CNN reports that “Of the 13 UNRWA employees alleged to have been associated with the attack, the Israeli document alleges 10 were Hamas operatives, two were Palestinian Islamic Jihad operatives and one is unidentified. . . . UNWRA has already fired several employees in the wake of the allegations, which first emerged last week, hours after the UN’s top court ordered Israel to act immediately to prevent genocide in Gaza. UNRWA Commissioner-General Philippe Lazzarini also ordered an investigation into the claims, to be conducted by the UN’s Office of Internal Oversight Services. . . . To Palestinians, UNRWA is an essential source of assistance operating inside the Gaza Strip and other Palestinian refugee camps in the Middle East. It provides education, health and social services, and, in times of war, life-saving aid and shelter. It is also one of Gaza’s largest employers, with 13,000 people, mostly Palestinians, on staff. . . .In a statement Sunday, UN Secretary-General António Guterres said nine UNRWA staff members at the center of the allegations had been fired. One other was dead and the identities of two others were still “being clarified.” . . . The fallout of the allegations has seen several of the agency’s top donor countries, including the US, Germany and the UK, pull funding from UNRWA. Norway, Ireland, Turkey and Saudi Arabia are among the countries to have not halted funding.”

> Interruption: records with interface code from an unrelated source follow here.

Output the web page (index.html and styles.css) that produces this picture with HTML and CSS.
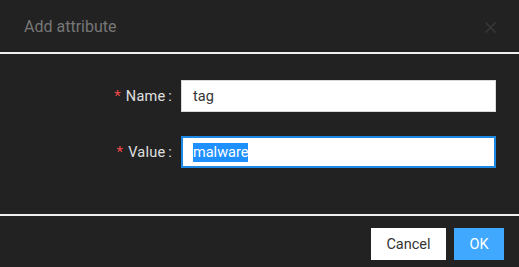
FILE: index.html
```html
<!DOCTYPE html>
<html>
<head>
<meta charset="utf-8">
<link rel="stylesheet" href="styles.css">
</head>
<body>
<div class="modal">
  <div class="header">
    <div class="title">Add attribute</div>
    <svg class="close" width="13" height="13" viewBox="0 0 13 13"><path d="M1.5 1.5L11.5 11.5M11.5 1.5L1.5 11.5" stroke="#383838" stroke-width="1.6" fill="none"/></svg>
  </div>
  <div class="body">
    <div class="row">
      <label class="label"><span class="req">*</span>Name<span class="colon">:</span></label>
      <div class="input">tag</div>
    </div>
    <div class="row">
      <label class="label"><span class="req">*</span>Value<span class="colon">:</span></label>
      <div class="input focused"><span class="sel">malware</span></div>
    </div>
  </div>
  <div class="footer">
    <button class="btn cancel">Cancel</button>
    <button class="btn ok">OK</button>
  </div>
</div>
</body>
</html>
```
FILE: styles.css
```css
html, body { margin: 0; padding: 0; }
body {
  background: #222222;
  width: 519px;
  height: 267px;
  font-family: Roboto, "Liberation Sans", sans-serif;
  overflow: hidden;
}
.modal { display: flex; flex-direction: column; height: 267px; }
.header {
  height: 54px;
  box-sizing: border-box;
  display: flex;
  align-items: center;
  justify-content: space-between;
  padding: 0 22px 0 24px;
  border-bottom: 2px solid #f0f0f0;
}
.title { font-size: 16px; color: #777; }
.close { margin-top: 2px; }
.body {
  height: 160px;
  box-sizing: border-box;
  padding-top: 26px;
  display: flex;
  flex-direction: column;
  gap: 24px;
}
.row { display: flex; align-items: center; }
.label {
  width: 181px;
  box-sizing: border-box;
  padding-right: 9px;
  text-align: right;
  font-size: 14.5px;
  color: #e0e0e0;
  letter-spacing: 0.2px;
}
.req { color: #f04848; margin-right: 5px; font-size: 15px; }
.colon { margin-left: 3px; }
.input {
  width: 315px;
  height: 32px;
  box-sizing: border-box;
  background: #fff;
  border: 1px solid #d9d9d9;
  padding: 0 11px;
  display: flex;
  align-items: center;
  font-size: 14.5px;
  color: #333;
}
.input.focused { border: 2px solid #1e88e5; padding-left: 10px; }
.sel { background: #1e90ff; color: #fff; padding: 1px 0; }
.footer {
  flex: 1;
  border-top: 2px solid #f0f0f0;
  display: flex;
  justify-content: flex-end;
  align-items: flex-start;
  padding: 12px 15px 0 0;
  gap: 8px;
}
.btn {
  height: 32px;
  border: none;
  font-family: Roboto, "Liberation Sans", sans-serif;
  font-size: 14.5px;
  padding: 0 15px;
  cursor: pointer;
}
.cancel { background: #fff; color: #333; width: 75px; }
.ok { background: #40a9ff; color: #fff; width: 50px; }
```
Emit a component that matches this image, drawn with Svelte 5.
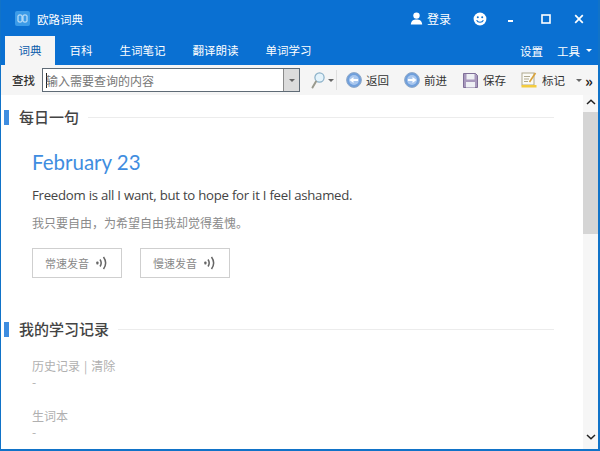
<script>
  const tabs = ['百科', '生词笔记', '翻译朗读', '单词学习'];
</script>

<div class="window">
  <header class="titlebar">
    <div class="brand">
      <svg class="logo" width="15" height="15" viewBox="0 0 15 15"><rect width="15" height="15" rx="2" fill="#3b9be8"/><rect x="3" y="4" width="4" height="7" rx="1" fill="none" stroke="#d8ecfb" stroke-width="1"/><rect x="8" y="4" width="4" height="7" rx="1" fill="none" stroke="#d8ecfb" stroke-width="1"/></svg>
      <span>欧路词典</span>
    </div>
    <div class="winctl">
      <svg class="user" width="13" height="13" viewBox="0 0 13 13"><circle cx="6.5" cy="3.6" r="3.2" fill="#fff"/><path d="M0.8 12.5 C1 8.6 3.5 7.4 6.5 7.4 C9.5 7.4 12 8.6 12.2 12.5Z" fill="#fff"/></svg>
      <span class="login">登录</span>
      <svg class="smile" width="14" height="14" viewBox="0 0 14 14"><circle cx="7" cy="7" r="6.4" fill="#fff"/><circle cx="4.8" cy="5.3" r="1" fill="#0a70d2"/><circle cx="9.2" cy="5.3" r="1" fill="#0a70d2"/><path d="M3.6 8.2 C5 11 9 11 10.4 8.2" fill="none" stroke="#0a70d2" stroke-width="1.1"/></svg>
      <svg class="min" width="10" height="10" viewBox="0 0 10 10"><rect x="2" y="6" width="5" height="2" fill="#fff"/></svg>
      <svg class="max" width="10" height="10" viewBox="0 0 10 10"><rect x="1" y="1" width="8" height="8" fill="none" stroke="#fff" stroke-width="1.6"/></svg>
      <svg class="close" width="10" height="10" viewBox="0 0 10 10"><path d="M1.2 1.2 L8.8 8.8 M8.8 1.2 L1.2 8.8" stroke="#fff" stroke-width="1.7"/></svg>
    </div>
  </header>

  <nav class="tabbar">
    <div class="tab active">词典</div>
    {#each tabs as t}<div class="tab">{t}</div>{/each}
    <div class="navright">
      <span>设置</span>
      <span class="tools">工具</span>
      <span class="caret white"></span>
    </div>
  </nav>

  <div class="toolbar">
    <span class="find">查找</span>
    <div class="combo">
      <div class="input"><span class="cursor"></span>输入需要查询的内容</div>
      <div class="drop"><span class="caret"></span></div>
    </div>
    <svg class="lens" width="14" height="17" viewBox="0 0 14 17"><circle cx="8.5" cy="5.5" r="4.6" fill="#e4f3fb" stroke="#8ab0c8" stroke-width="1.2"/><path d="M5 9.5 L1.5 15.5" stroke="#9a9a8e" stroke-width="2" stroke-linecap="round"/></svg>
    <span class="caret lenscaret"></span>
    <span class="sep"></span>
    <div class="tool back">
      <svg width="16" height="16" viewBox="0 0 16 16"><circle cx="8" cy="8" r="7.4" fill="#6f9fdc" stroke="#8fa9c9" stroke-width="1"/><circle cx="8" cy="8" r="5" fill="#a9c7ee"/><path d="M3.5 8 L7.5 5 V7 H12 V9 H7.5 V11Z" fill="#fff"/></svg>
      <span>返回</span>
    </div>
    <div class="tool fwd">
      <svg width="16" height="16" viewBox="0 0 16 16"><circle cx="8" cy="8" r="7.4" fill="#6f9fdc" stroke="#8fa9c9" stroke-width="1"/><circle cx="8" cy="8" r="5" fill="#a9c7ee"/><path d="M12.5 8 L8.5 5 V7 H4 V9 H8.5 V11Z" fill="#fff"/></svg>
      <span>前进</span>
    </div>
    <div class="tool save">
      <svg width="15" height="15" viewBox="0 0 15 15"><path d="M0.5 0.5 H12.5 L14.5 2.5 V14.5 H0.5Z" fill="#a899bd" stroke="#7f6f98"/><rect x="3.5" y="1" width="8" height="5.5" fill="#eef0f4"/><rect x="3" y="9" width="9" height="5.5" fill="#eef0f4"/></svg>
      <span>保存</span>
    </div>
    <div class="tool mark">
      <svg width="16" height="16" viewBox="0 0 16 16"><rect x="1" y="1" width="12" height="12" fill="#fbfbf6" stroke="#b0a98e"/><path d="M3 4.5 H9 M3 7 H8 M3 9.5 H7" stroke="#b0a98e"/><path d="M14.5 1 L8.5 10" stroke="#d9a23a" stroke-width="1.6"/><rect x="0.5" y="13" width="15" height="2.5" fill="#f4cc3e"/></svg>
      <span>标记</span>
    </div>
    <span class="caret markcaret"></span>
    <span class="more">»</span>
  </div>

  <div class="body">
    <main class="content">
      <div class="heading first"><span class="bar"></span><h2>每日一句</h2><span class="rule"></span></div>
      <section class="daily">
        <div class="date">February 23</div>
        <p class="en">Freedom is all I want, but to hope for it I feel ashamed.</p>
        <p class="zh">我只要自由，为希望自由我却觉得羞愧。</p>
        <div class="btns">
          <div class="btn"><span>常速发音</span>
            <svg width="12" height="14" viewBox="0 0 12 14"><rect x="0.3" y="5.5" width="2.2" height="3" rx="0.8" fill="#666"/><path d="M4 3.5 Q6.4 7 4 10.5" fill="none" stroke="#666" stroke-width="1.5"/><path d="M7.5 1 Q11.8 7 7.5 13" fill="none" stroke="#666" stroke-width="1.5"/></svg>
          </div>
          <div class="btn"><span>慢速发音</span>
            <svg width="12" height="14" viewBox="0 0 12 14"><rect x="0.3" y="5.5" width="2.2" height="3" rx="0.8" fill="#666"/><path d="M4 3.5 Q6.4 7 4 10.5" fill="none" stroke="#666" stroke-width="1.5"/><path d="M7.5 1 Q11.8 7 7.5 13" fill="none" stroke="#666" stroke-width="1.5"/></svg>
          </div>
        </div>
      </section>
      <div class="heading second"><span class="bar"></span><h2>我的学习记录</h2><span class="rule"></span></div>
      <section class="records">
        <div class="rec">历史记录<span class="pipe">|</span>清除</div>
        <div class="dash">-</div>
        <div class="rec gap">生词本</div>
        <div class="dash">-</div>
      </section>
    </main>
    <aside class="scroll">
      <svg class="arrow" width="10" height="6" viewBox="0 0 10 6"><path d="M1 5 L5 1.3 L9 5" fill="none" stroke="#222" stroke-width="1.5"/></svg>
      <div class="thumb"></div>
      <div class="track"></div>
      <svg class="arrow down" width="10" height="6" viewBox="0 0 10 6"><path d="M1 1 L5 4.7 L9 1" fill="none" stroke="#222" stroke-width="1.5"/></svg>
    </aside>
  </div>
</div>

<style>
  :global(body) { margin: 0; background: #fff; }
  .window {
    width: 600px; height: 451px; box-sizing: border-box; overflow: hidden;
    display: flex; flex-direction: column;
    background: #0a70d2;
    border: solid #1173c8; border-width: 0 2px 2px 1px;
    font-family: "Noto Sans CJK SC", "Liberation Sans", sans-serif;
    font-size: 12px; color: #333; white-space: nowrap;
  }
  .titlebar { height: 36px; display: flex; align-items: center; justify-content: space-between; color: #fff; padding-top: 1px; box-sizing: border-box; flex: none; }
  .brand { display: flex; align-items: center; gap: 7px; padding-left: 14px; font-size: 11.5px; }
  .winctl { display: flex; align-items: center; }
  .login { font-size: 12px; margin-left: 4px; }
  .smile { margin-left: 22px; }
  .min { margin-left: 19px; }
  .max { margin-left: 25px; }
  .close { margin-left: 23px; margin-right: 14px; }

  .tabbar { height: 29px; display: flex; flex: none; padding-left: 4px; color: #fff; }
  .tab { padding: 0 13.5px 0 13.5px; line-height: 28px; font-size: 11.5px; }
  .tab:nth-child(2) { margin-left: 1px; }
  .tab.active { background: #f5f5f5; color: #0a5cab; width: 50px; box-sizing: border-box; padding: 0; text-align: center; }
  .navright { margin-left: auto; display: flex; align-items: center; font-size: 11.5px; padding-right: 6px; }
  .tools { margin-left: 14px; }
  .caret { display: inline-block; flex: none; width: 0; height: 0; border: 3px solid transparent; border-top: 3px solid #666; border-bottom: 0; }
  .caret.white { border-top-color: #fff; margin-left: 6px; }

  .toolbar { height: 30px; flex: none; background: #f5f5f5; display: flex; align-items: center; font-size: 11.5px; color: #333; }
  .find { margin-left: 11px; font-weight: 500; font-size: 11.5px; }
  .combo { margin-left: 7px; width: 258px; height: 24px; flex: none; box-sizing: border-box; border: 1px solid #5f6b76; display: flex; background: #fff; }
  .input { flex: 1; color: #777; display: flex; align-items: center; font-size: 12px; padding-left: 3px; }
  .cursor { width: 1px; height: 15px; background: #222; margin-right: -1px; }
  .drop { width: 15px; background: #dcdcdc; border-left: 1px solid #8b8b8b; display: flex; align-items: center; justify-content: center; }
  .lens { margin-left: 11px; flex: none; }
  .lenscaret { margin-left: 3px; }
  .sep { width: 1px; height: 20px; background: #dedede; margin-left: 2px; flex: none; }
  .tool { display: flex; align-items: center; gap: 4px; flex: none; }
  .back { margin-left: 9px; }
  .fwd { margin-left: 15px; }
  .save { margin-left: 16px; gap: 5px; }
  .mark { margin-left: 15px; gap: 5px; }
  .markcaret { margin-left: 11px; }
  .more { margin-left: 3px; font-weight: 700; font-size: 15px; line-height: 1; color: #222; }

  .body { flex: 1; min-height: 0; display: flex; background: #fff; }
  .content { flex: 1; min-width: 0; overflow: hidden; }
  .scroll { width: 15px; flex: none; background: #f6f6f6; display: flex; flex-direction: column; align-items: center; }
  .arrow { margin: 4px 0 7px; flex: none; }
  .arrow.down { margin: 0 0 9px; }
  .thumb { width: 100%; height: 122px; background: #d5d5d5; flex: none; }
  .track { flex: 1; }

  .heading { display: flex; align-items: center; }
  .heading.first { margin-top: 12px; }
  .heading.second { margin-top: 41px; }
  .bar { width: 5px; height: 15px; background: #3f8de0; margin-left: 3px; flex: none; }
  h2 { margin: 0 0 0 10px; font-size: 15px; font-weight: 500; line-height: 20px; color: #444; }
  .rule { height: 1px; background: #ececec; margin: 0 29px 0 9px; flex: 1; }

  .daily { padding: 21px 0 0 31px; }
  .date { font-family: Lato, "Open Sans", sans-serif; font-weight: 400; font-size: 20.5px; line-height: 28px; color: #3f8de0; }
  .en { margin: 9px 0 0; font-family: "Open Sans", sans-serif; font-size: 13.2px; line-height: 20px; letter-spacing: -0.25px; color: #444; }
  .zh { margin: 8px 0 0; font-size: 12px; line-height: 20px; color: #8a8a8a; }
  .btns { display: flex; gap: 18px; margin-top: 15px; }
  .btn { width: 90px; height: 30px; box-sizing: border-box; border: 1px solid #cfcfcf; display: flex; align-items: center; padding-left: 12px; gap: 7px; font-size: 11px; color: #888; }

  .records { padding: 17px 0 0 31px; color: #b0b0b0; font-size: 12px; }
  .rec { line-height: 20px; }
  .pipe { margin: 0 4px; }
  .rec.gap { margin-top: 19px; }
  .dash { line-height: 11px; font-size: 12px; margin-top: 0; }
</style>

Haaretz reports the WSJ article about 10% of UNRWA being Hamas.

Pulling funding from the entire 13,000 employees who are trying to provide what help they can to belaguered Gazans is another over generalization and over reaction by the US in support of Israel. The UN General Secretary has it right when he assures the firing of anyone involved in the Oct 7 attacks, but not to stop all of the humanitarian work of UNRWA. The US, UK, German response rejects the ICJ call to precent genocide. Their response adds to what the ICJ already found to be plausible reason to see the results of the war as genocide. With full US support, Israel has for months been attacking all of Gaza in response to what Hamas did. This latest effort seems again to be about preventing any provisions entering Gaza.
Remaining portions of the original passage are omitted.